**Data extract**.
————
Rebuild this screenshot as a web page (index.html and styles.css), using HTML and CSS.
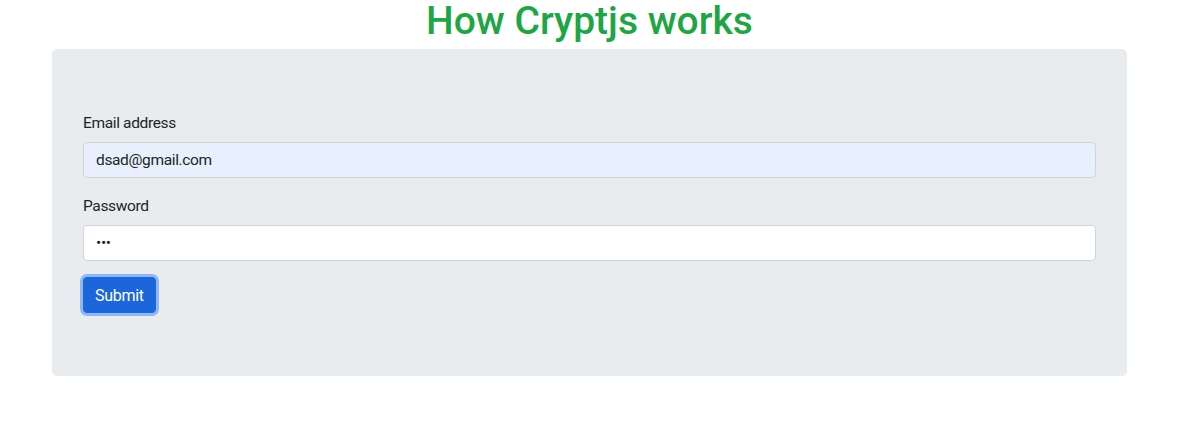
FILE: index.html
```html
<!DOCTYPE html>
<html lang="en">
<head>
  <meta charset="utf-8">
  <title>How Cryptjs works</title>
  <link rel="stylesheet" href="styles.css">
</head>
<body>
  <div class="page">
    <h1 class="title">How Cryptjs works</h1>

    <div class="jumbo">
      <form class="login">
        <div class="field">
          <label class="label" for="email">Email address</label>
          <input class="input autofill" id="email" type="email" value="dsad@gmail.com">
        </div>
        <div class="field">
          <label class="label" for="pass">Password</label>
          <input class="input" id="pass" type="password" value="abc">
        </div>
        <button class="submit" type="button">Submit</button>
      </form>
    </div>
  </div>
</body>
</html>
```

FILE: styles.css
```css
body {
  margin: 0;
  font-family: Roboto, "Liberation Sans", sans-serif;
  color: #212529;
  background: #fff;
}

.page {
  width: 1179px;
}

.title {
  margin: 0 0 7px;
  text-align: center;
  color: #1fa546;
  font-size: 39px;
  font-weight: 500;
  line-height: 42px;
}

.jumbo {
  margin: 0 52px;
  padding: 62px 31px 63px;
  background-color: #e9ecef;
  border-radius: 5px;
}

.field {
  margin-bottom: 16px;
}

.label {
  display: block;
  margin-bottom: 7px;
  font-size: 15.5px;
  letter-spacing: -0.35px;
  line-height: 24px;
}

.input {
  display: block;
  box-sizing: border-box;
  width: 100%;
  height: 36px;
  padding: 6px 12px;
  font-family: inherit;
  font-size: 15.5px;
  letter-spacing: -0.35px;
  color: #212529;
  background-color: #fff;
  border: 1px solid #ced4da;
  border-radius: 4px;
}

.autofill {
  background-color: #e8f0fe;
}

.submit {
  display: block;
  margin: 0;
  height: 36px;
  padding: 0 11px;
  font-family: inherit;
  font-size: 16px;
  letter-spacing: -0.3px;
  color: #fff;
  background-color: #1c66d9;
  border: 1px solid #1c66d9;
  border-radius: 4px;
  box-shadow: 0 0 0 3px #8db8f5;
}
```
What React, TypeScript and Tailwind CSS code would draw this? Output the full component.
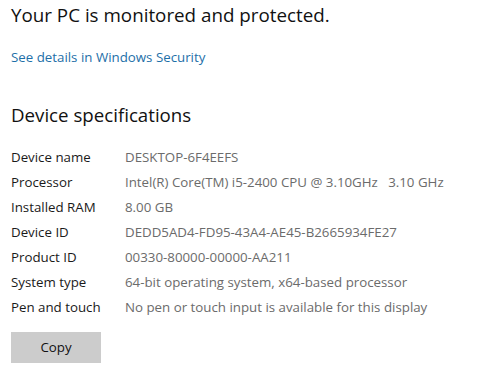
————
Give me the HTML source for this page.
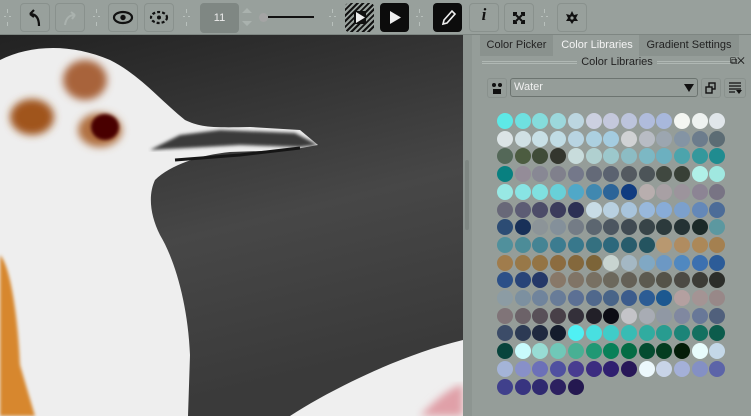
————
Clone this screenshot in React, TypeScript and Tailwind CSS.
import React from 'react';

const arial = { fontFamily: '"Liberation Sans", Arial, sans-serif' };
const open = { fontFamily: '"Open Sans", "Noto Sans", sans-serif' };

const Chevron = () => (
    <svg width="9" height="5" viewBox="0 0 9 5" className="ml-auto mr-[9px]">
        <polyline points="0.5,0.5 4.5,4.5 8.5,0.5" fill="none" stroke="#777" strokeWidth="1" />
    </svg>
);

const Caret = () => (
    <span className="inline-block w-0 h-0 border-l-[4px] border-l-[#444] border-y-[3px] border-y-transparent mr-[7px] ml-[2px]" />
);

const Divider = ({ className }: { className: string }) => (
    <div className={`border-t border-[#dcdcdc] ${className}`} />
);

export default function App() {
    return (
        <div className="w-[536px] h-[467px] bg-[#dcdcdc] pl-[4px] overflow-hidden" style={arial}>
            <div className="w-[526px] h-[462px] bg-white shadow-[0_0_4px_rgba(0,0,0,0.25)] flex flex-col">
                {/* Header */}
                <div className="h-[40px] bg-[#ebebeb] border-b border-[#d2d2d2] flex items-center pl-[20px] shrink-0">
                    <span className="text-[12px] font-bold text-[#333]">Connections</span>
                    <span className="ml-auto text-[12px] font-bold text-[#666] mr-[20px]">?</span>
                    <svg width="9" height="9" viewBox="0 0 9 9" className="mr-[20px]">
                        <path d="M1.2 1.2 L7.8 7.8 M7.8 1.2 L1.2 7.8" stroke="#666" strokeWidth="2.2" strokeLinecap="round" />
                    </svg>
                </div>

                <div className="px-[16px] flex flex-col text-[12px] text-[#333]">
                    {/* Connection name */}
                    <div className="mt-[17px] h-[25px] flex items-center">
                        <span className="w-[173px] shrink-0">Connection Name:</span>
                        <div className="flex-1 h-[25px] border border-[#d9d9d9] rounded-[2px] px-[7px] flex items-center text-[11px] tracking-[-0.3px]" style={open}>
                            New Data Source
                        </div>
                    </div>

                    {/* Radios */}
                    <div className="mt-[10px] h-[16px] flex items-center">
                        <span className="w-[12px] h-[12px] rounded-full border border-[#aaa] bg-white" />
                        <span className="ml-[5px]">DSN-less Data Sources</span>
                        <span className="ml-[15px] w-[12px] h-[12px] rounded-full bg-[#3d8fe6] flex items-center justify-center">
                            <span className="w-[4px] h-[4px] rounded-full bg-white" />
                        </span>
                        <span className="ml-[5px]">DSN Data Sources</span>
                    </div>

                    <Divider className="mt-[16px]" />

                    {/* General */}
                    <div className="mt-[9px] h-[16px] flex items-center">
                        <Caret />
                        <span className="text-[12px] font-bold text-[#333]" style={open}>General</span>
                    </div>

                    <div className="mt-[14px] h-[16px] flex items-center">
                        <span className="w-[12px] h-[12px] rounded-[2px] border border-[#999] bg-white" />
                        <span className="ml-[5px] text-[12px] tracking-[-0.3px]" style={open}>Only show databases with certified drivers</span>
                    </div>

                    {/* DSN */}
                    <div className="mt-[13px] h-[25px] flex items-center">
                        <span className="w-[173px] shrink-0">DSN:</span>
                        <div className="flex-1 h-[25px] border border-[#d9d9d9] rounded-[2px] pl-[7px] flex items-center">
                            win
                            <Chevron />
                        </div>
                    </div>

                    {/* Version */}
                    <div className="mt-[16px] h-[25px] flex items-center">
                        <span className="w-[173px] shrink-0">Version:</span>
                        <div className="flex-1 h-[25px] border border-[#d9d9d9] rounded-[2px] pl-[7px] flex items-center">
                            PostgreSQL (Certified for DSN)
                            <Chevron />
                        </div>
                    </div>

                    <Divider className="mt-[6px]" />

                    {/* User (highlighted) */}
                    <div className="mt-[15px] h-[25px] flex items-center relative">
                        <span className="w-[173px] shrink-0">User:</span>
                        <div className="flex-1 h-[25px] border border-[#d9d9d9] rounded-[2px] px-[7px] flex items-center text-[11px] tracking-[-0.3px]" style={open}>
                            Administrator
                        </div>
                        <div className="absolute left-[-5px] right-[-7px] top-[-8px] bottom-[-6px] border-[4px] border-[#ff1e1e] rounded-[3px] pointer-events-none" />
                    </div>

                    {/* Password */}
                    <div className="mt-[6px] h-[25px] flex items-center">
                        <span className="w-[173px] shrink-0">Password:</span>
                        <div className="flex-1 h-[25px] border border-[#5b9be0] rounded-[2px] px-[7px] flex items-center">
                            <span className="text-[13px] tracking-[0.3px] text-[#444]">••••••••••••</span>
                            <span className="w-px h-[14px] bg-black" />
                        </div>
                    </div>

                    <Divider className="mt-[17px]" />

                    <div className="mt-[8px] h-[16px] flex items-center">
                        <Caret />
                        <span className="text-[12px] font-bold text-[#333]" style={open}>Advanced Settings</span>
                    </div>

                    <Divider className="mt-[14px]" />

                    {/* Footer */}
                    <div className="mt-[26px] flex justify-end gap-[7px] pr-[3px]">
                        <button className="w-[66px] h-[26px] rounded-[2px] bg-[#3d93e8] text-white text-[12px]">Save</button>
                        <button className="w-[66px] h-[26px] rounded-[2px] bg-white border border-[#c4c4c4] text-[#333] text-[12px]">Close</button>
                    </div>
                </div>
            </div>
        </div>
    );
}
————
**Short exercise**.
From the listing above, copy all lines holding the word "full".

**Response for this exercise**.
What React, TypeScript and Tailwind CSS code would draw this? Output the full component.
                        <span className="w-[12px] h-[12px] rounded-full border border-[#aaa] bg-white" />
                        <span className="ml-[15px] w-[12px] h-[12px] rounded-full bg-[#3d8fe6] flex items-center justify-center">
                            <span className="w-[4px] h-[4px] rounded-full bg-white" />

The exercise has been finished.